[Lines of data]
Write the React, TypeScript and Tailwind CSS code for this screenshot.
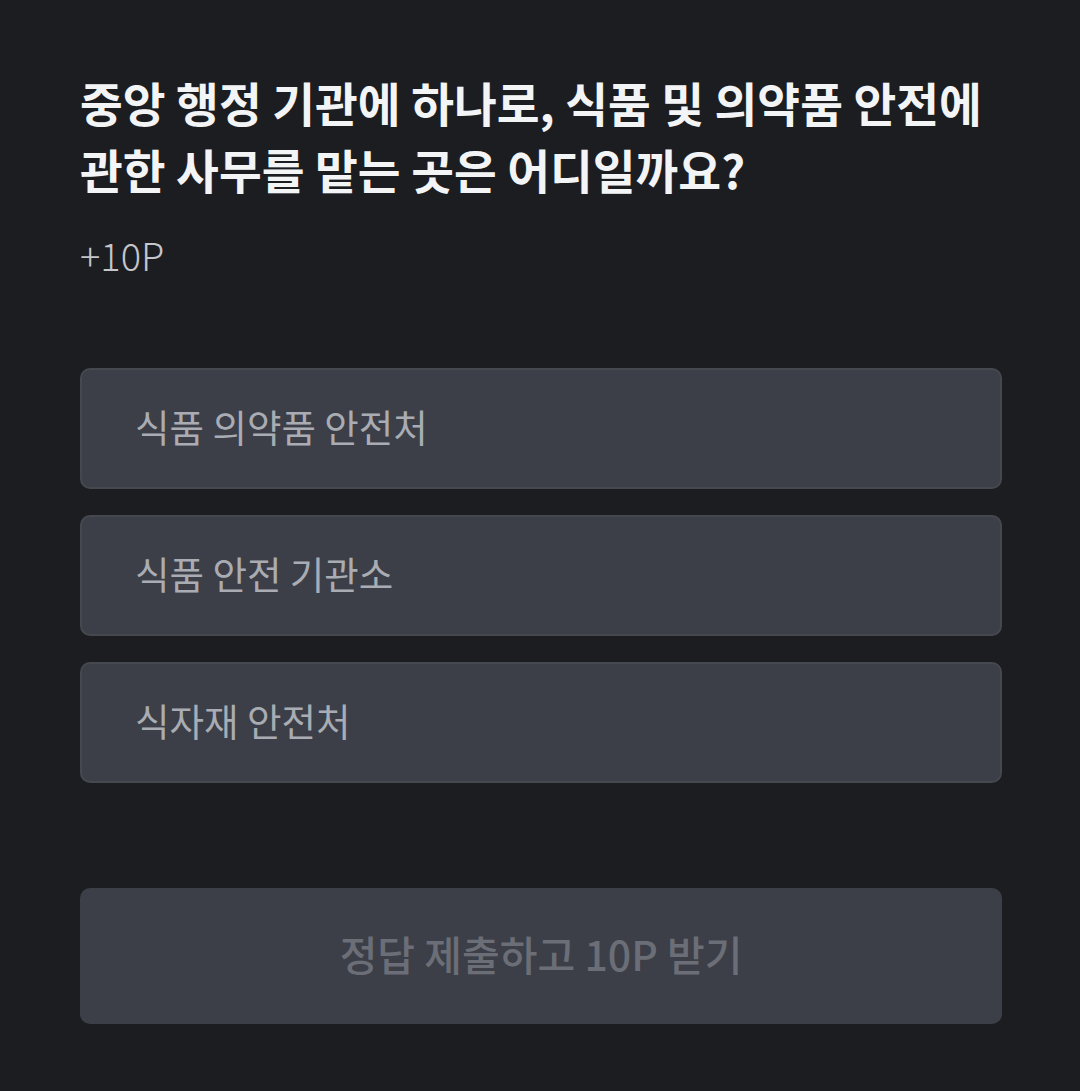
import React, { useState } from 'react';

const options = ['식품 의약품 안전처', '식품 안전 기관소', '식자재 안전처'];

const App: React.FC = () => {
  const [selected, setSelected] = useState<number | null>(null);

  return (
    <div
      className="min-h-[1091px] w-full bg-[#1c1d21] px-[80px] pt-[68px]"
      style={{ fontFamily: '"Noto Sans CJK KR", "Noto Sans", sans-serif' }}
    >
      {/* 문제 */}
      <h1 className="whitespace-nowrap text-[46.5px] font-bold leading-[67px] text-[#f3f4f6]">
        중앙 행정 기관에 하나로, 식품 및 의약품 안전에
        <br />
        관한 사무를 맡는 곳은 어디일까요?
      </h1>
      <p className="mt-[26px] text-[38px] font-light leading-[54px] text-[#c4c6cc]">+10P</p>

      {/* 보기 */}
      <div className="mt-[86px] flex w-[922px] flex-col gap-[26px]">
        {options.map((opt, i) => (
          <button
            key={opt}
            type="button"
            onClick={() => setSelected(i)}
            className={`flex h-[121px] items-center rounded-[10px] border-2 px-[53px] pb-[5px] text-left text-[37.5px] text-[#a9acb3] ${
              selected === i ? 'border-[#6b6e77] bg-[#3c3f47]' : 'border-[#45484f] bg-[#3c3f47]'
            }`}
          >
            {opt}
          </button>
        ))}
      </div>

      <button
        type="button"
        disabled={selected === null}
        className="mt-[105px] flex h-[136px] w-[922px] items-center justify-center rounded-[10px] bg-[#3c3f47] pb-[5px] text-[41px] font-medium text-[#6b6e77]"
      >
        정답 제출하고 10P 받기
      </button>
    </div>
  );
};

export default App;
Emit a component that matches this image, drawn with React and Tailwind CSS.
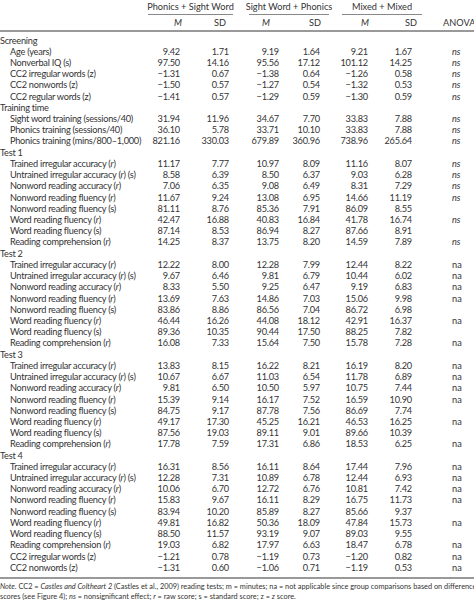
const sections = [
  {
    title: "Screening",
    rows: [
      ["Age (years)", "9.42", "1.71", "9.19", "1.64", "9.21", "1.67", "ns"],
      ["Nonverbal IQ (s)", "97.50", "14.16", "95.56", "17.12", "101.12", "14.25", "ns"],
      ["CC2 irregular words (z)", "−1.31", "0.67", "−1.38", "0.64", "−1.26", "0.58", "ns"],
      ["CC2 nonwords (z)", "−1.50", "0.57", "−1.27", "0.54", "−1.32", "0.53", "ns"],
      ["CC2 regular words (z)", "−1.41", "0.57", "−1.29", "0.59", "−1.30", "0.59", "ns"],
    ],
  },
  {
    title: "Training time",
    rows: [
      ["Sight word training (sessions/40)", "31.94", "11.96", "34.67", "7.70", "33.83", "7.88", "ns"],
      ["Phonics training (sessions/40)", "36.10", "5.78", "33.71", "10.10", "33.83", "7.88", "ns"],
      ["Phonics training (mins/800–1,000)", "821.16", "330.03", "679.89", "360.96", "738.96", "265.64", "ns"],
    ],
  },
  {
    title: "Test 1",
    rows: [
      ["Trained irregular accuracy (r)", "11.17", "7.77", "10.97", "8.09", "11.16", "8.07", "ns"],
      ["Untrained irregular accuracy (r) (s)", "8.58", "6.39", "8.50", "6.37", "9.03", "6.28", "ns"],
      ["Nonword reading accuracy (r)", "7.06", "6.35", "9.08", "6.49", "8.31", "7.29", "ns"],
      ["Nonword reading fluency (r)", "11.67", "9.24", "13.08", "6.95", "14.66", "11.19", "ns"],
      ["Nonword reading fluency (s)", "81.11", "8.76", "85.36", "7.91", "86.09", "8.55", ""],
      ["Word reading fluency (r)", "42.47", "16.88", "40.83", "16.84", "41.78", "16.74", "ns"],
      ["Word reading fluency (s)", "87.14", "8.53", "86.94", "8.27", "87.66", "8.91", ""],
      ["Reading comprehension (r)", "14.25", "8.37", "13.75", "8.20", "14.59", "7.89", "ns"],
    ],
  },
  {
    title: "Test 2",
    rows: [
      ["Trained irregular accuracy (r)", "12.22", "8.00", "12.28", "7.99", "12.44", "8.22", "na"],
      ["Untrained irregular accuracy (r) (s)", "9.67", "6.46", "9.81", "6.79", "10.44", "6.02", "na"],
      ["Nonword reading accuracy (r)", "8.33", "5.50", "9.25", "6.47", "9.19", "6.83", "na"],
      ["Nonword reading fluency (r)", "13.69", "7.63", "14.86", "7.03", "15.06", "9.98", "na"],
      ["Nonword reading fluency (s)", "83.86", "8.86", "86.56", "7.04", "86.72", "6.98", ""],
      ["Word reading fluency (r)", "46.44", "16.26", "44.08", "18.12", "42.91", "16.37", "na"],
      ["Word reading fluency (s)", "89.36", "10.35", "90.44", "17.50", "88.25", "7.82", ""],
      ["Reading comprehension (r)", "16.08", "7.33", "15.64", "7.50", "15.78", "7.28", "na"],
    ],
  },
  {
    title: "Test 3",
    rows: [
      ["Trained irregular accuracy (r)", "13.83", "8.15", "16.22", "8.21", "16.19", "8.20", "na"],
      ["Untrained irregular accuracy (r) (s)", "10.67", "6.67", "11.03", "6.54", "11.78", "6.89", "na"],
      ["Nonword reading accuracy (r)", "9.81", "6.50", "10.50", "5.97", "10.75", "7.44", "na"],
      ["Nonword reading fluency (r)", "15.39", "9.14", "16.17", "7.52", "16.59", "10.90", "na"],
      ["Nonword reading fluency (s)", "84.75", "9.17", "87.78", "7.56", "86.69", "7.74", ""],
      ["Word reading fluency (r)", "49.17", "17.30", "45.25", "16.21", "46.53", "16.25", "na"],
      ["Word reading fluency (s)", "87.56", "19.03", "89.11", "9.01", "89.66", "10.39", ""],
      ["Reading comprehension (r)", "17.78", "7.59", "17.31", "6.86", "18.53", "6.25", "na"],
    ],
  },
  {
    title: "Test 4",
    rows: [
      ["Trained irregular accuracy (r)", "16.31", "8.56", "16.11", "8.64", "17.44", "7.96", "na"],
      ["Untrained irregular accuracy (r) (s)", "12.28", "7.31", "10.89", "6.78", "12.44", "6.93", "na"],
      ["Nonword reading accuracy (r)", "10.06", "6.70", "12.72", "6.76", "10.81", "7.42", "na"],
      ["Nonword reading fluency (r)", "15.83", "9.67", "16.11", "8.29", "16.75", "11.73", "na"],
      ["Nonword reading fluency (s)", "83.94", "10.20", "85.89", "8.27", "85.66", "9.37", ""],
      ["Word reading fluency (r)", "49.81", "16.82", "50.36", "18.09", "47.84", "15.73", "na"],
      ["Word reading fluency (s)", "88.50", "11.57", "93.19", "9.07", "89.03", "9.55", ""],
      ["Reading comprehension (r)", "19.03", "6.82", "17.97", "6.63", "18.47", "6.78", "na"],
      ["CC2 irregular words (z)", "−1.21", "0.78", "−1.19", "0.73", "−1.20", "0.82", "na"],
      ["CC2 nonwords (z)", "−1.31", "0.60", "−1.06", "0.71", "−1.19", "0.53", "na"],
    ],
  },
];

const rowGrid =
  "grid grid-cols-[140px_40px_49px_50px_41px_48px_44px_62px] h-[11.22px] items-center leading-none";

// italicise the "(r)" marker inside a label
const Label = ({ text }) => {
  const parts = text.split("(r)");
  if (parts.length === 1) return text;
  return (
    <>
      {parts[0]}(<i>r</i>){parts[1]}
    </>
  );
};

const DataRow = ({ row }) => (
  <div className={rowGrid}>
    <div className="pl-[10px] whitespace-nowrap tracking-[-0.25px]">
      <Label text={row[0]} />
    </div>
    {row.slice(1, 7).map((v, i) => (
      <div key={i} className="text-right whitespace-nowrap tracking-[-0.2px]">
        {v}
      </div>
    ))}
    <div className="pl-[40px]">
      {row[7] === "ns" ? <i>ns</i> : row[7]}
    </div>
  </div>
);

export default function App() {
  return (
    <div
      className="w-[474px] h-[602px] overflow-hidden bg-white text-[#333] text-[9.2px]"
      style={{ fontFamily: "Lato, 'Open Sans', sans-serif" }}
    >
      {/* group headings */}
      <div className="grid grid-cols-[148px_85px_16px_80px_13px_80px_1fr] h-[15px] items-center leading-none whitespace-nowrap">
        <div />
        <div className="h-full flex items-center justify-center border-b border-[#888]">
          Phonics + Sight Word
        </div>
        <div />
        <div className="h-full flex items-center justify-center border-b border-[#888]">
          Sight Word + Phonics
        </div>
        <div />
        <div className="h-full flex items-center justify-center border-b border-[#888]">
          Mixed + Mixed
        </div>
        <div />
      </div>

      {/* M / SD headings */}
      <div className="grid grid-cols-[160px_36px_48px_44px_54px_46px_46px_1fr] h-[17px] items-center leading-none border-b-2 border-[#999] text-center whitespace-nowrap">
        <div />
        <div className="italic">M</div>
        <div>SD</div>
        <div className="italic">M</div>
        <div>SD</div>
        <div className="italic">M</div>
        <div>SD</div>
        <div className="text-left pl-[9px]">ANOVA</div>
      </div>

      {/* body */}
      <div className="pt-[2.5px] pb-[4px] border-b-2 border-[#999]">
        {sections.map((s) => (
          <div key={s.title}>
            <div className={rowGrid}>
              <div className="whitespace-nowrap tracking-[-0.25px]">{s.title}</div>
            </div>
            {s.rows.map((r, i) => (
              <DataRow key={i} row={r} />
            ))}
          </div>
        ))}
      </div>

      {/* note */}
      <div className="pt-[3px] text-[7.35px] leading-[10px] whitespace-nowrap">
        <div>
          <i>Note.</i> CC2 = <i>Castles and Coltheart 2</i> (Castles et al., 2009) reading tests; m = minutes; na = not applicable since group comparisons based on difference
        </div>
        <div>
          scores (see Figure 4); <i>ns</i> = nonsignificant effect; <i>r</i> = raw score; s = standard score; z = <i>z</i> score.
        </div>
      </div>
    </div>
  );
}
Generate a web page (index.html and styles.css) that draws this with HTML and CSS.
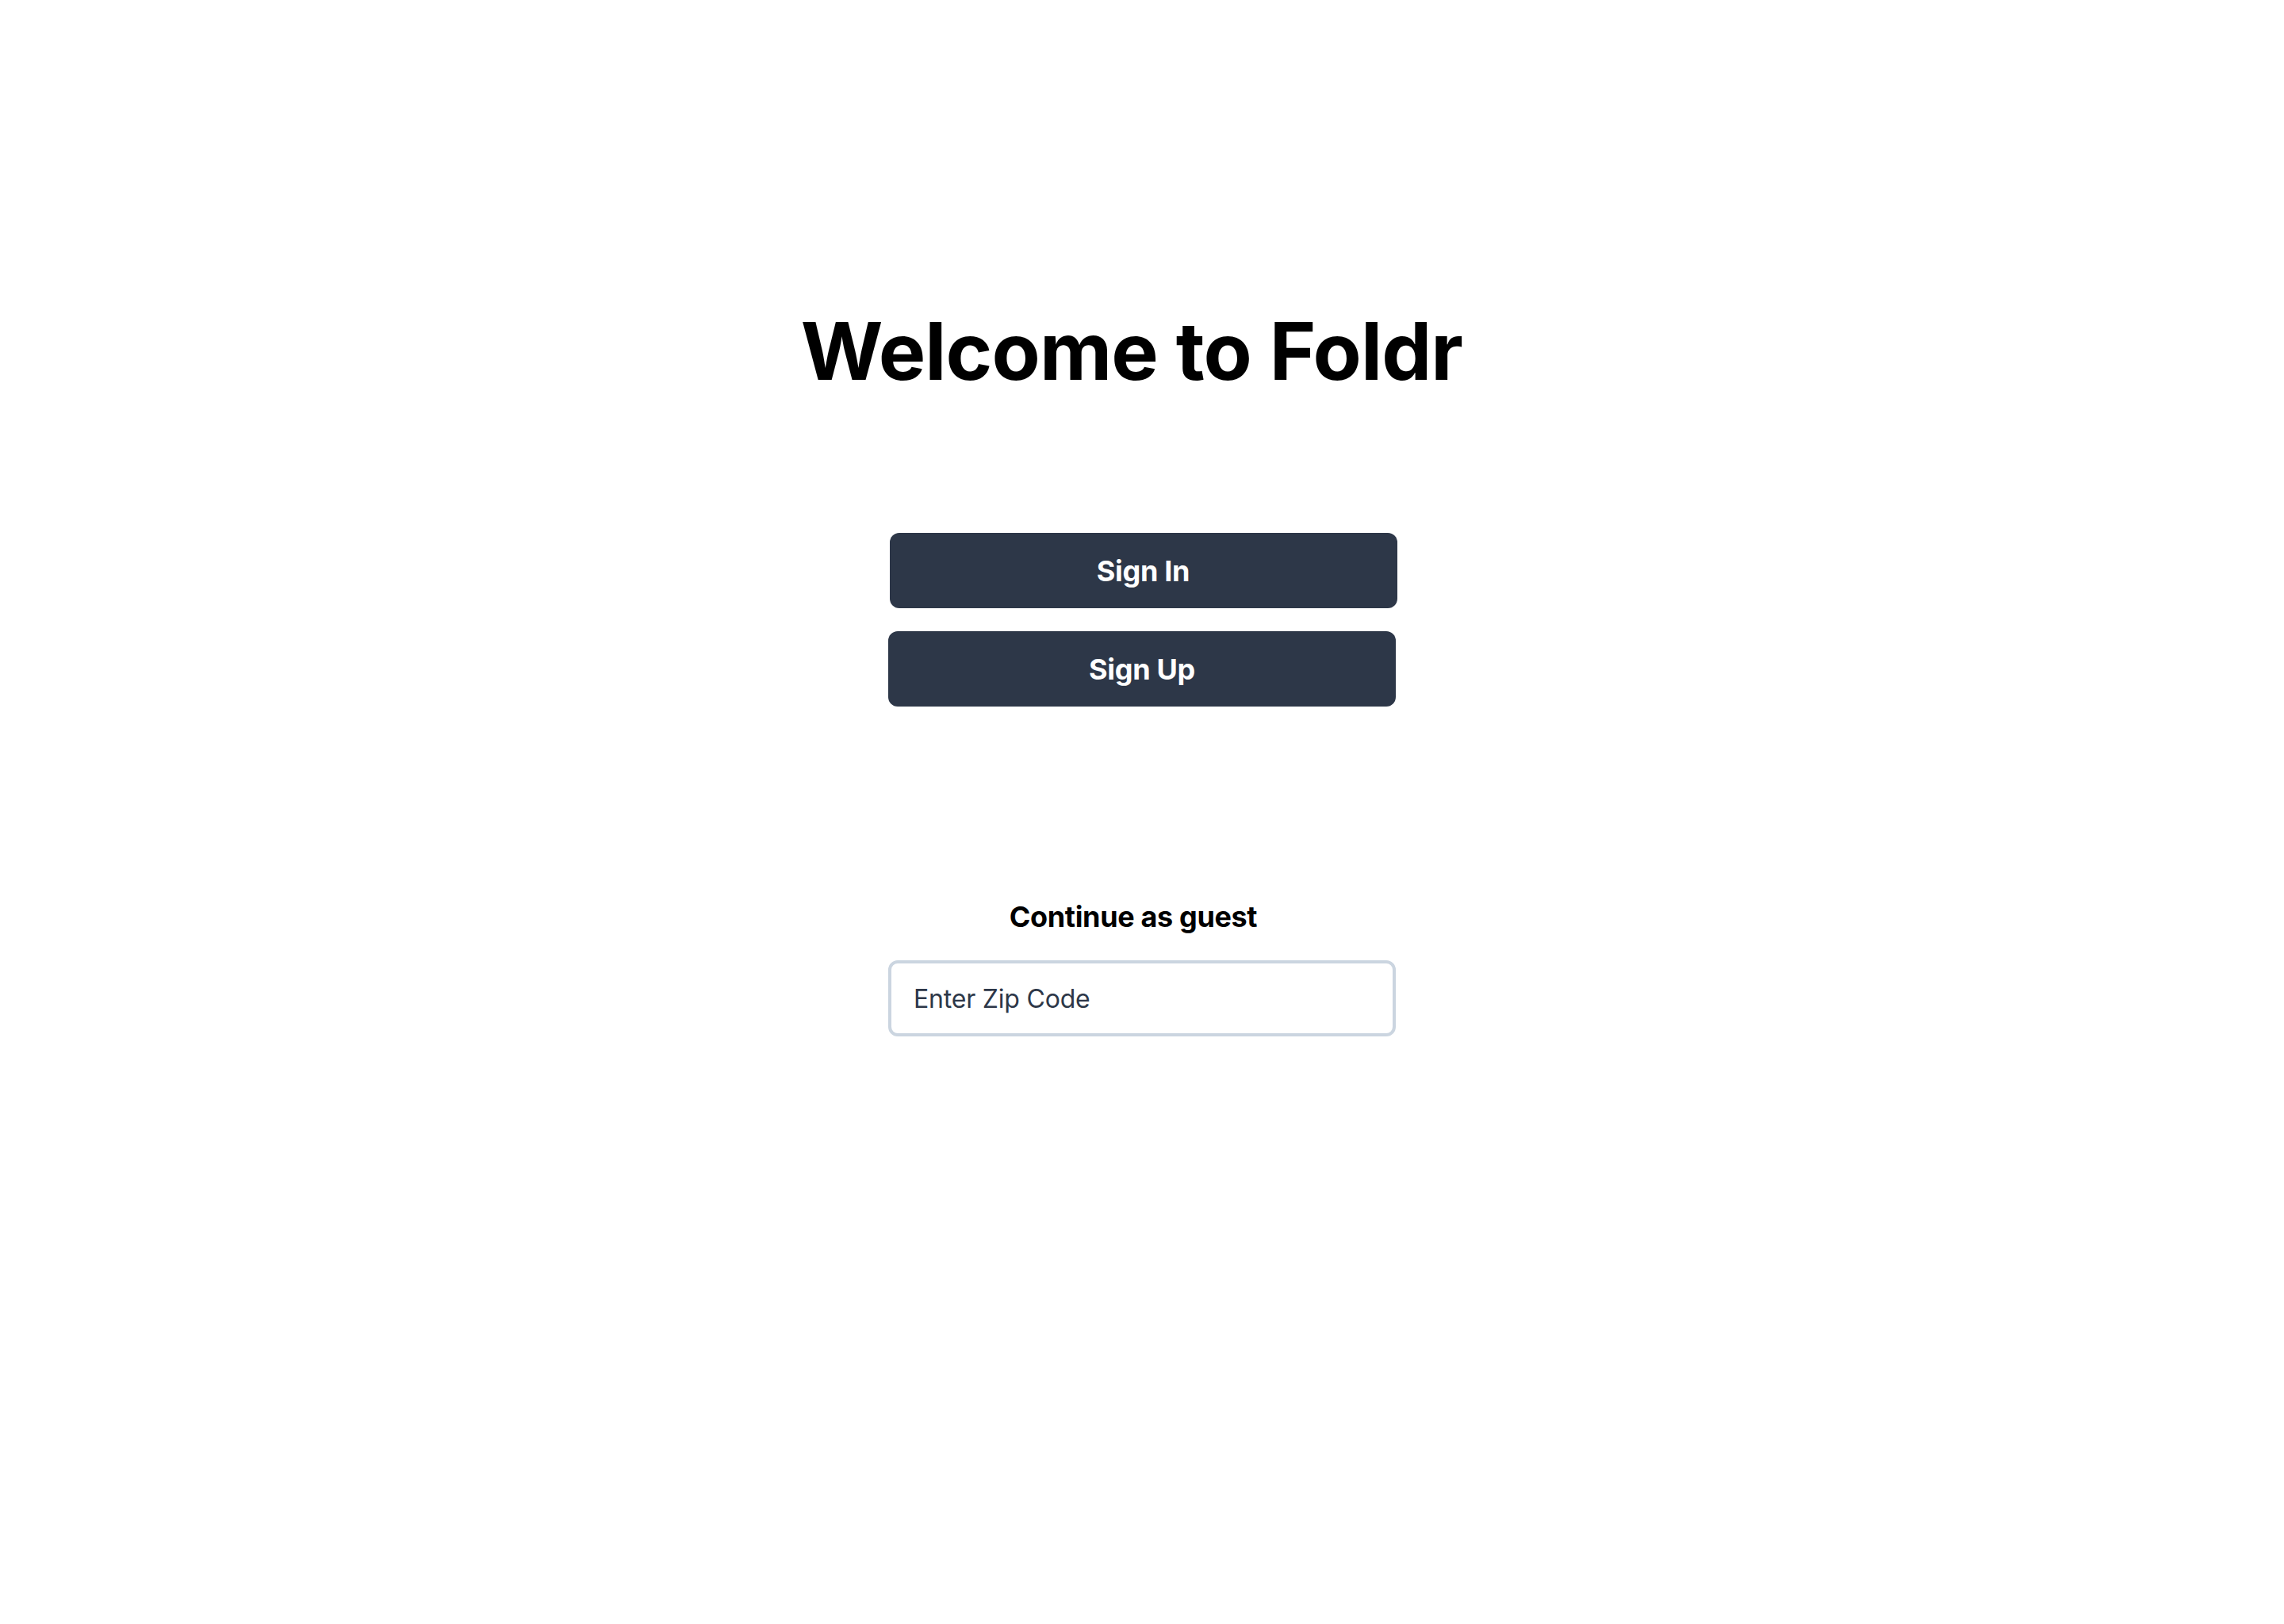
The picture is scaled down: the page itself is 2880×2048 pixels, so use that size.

» Problem details: In the data above, find the line containing "Generate a web"; from there, please write out each line through the end, exactly, with the pictures omitted.

» Exercise result:
Generate a web page (index.html and styles.css) that draws this with HTML and CSS.
The picture is scaled down: the page itself is 2880×2048 pixels, so use that size.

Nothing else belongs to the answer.